:: INPUT DATA ::
- - - - - - -
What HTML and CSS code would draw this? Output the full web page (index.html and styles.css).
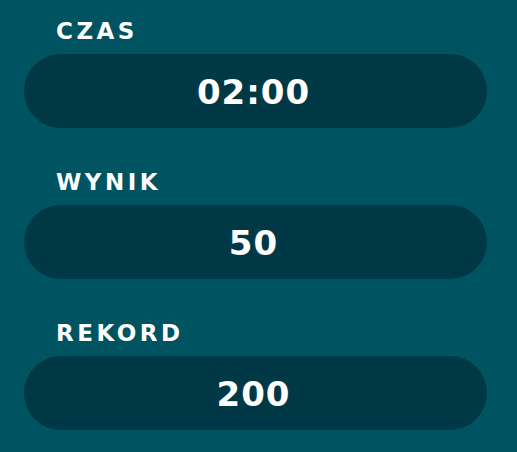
FILE: index.html
```html
<!DOCTYPE html>
<html lang="pl">
<head>
<meta charset="utf-8">
<link rel="stylesheet" href="styles.css">
</head>
<body>
<div class="stats">
  <div class="stat">
    <div class="label">CZAS</div>
    <div class="value">02:00</div>
  </div>
  <div class="stat">
    <div class="label">WYNIK</div>
    <div class="value">50</div>
  </div>
  <div class="stat">
    <div class="label">REKORD</div>
    <div class="value">200</div>
  </div>
</div>
</body>
</html>
```
FILE: styles.css
```css
html, body {
  margin: 0;
  padding: 0;
  background: #005360;
  height: 100%;
}
.stats {
  display: flex;
  flex-direction: column;
  gap: 43px;
  padding: 20px 30px 0 24px;
  font-family: "DejaVu Sans", sans-serif;
  font-weight: bold;
  color: #ffffff;
}
.stat {
  display: flex;
  flex-direction: column;
  gap: 12px;
}
.label {
  font-size: 23px;
  line-height: 22px;
  letter-spacing: 3.5px;
  padding-left: 32px;
}
.value {
  height: 74px;
  border-radius: 37px;
  background: #003945;
  text-align: center;
  font-size: 34px;
  line-height: 74px;
  letter-spacing: 1px;
  padding: 1px 4px 0 0;
  box-sizing: border-box;
}
```
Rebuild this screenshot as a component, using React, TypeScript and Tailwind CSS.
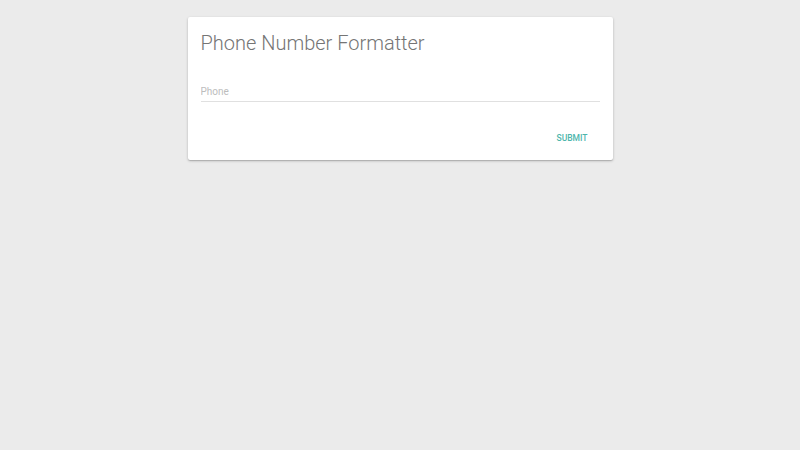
import React from 'react';

export default function App() {
  return (
    <div className="min-h-[450px] w-full bg-[#ebebeb] pt-[17px] font-['Roboto',sans-serif]">
      <div className="mx-auto w-[425px] h-[143px] bg-white shadow-[0_1px_3px_rgba(0,0,0,0.2),0_1px_1px_rgba(0,0,0,0.14)] rounded-[2px] flex flex-col px-[13px]">
        <h1 className="pt-[12px] text-[20px] leading-[28px] font-light text-[#757575]">Phone Number Formatter</h1>
        <div className="mt-[15px]">
          <input
            type="text"
            placeholder="Phone"
            className="w-full h-[30px] border-b border-[#e0e0e0] text-[10px] text-[#616161] placeholder:text-[#bdbdbd] outline-none pt-[10px]"
          />
        </div>
        <div className="flex justify-end mt-[30px] pr-[12px]">
          <button className="text-[8.5px] font-medium text-[#4db6ac] uppercase">Submit</button>
        </div>
      </div>
    </div>
  );
}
- - - - - - -
:: WORK REQUIRED ::
From the first line above down to the line with "import React from 'react';", reproduce every line and no others, omitting pictures.

:: OUTPUT OF THE EXERCISE ::
What HTML and CSS code would draw this? Output the full web page (index.html and styles.css).
FILE: index.html
```html
<!DOCTYPE html>
<html lang="pl">
<head>
<meta charset="utf-8">
<link rel="stylesheet" href="styles.css">
</head>
<body>
<div class="stats">
  <div class="stat">
    <div class="label">CZAS</div>
    <div class="value">02:00</div>
  </div>
  <div class="stat">
    <div class="label">WYNIK</div>
    <div class="value">50</div>
  </div>
  <div class="stat">
    <div class="label">REKORD</div>
    <div class="value">200</div>
  </div>
</div>
</body>
</html>
```
FILE: styles.css
```css
html, body {
  margin: 0;
  padding: 0;
  background: #005360;
  height: 100%;
}
.stats {
  display: flex;
  flex-direction: column;
  gap: 43px;
  padding: 20px 30px 0 24px;
  font-family: "DejaVu Sans", sans-serif;
  font-weight: bold;
  color: #ffffff;
}
.stat {
  display: flex;
  flex-direction: column;
  gap: 12px;
}
.label {
  font-size: 23px;
  line-height: 22px;
  letter-spacing: 3.5px;
  padding-left: 32px;
}
.value {
  height: 74px;
  border-radius: 37px;
  background: #003945;
  text-align: center;
  font-size: 34px;
  line-height: 74px;
  letter-spacing: 1px;
  padding: 1px 4px 0 0;
  box-sizing: border-box;
}
```
Rebuild this screenshot as a component, using React, TypeScript and Tailwind CSS.
import React from 'react';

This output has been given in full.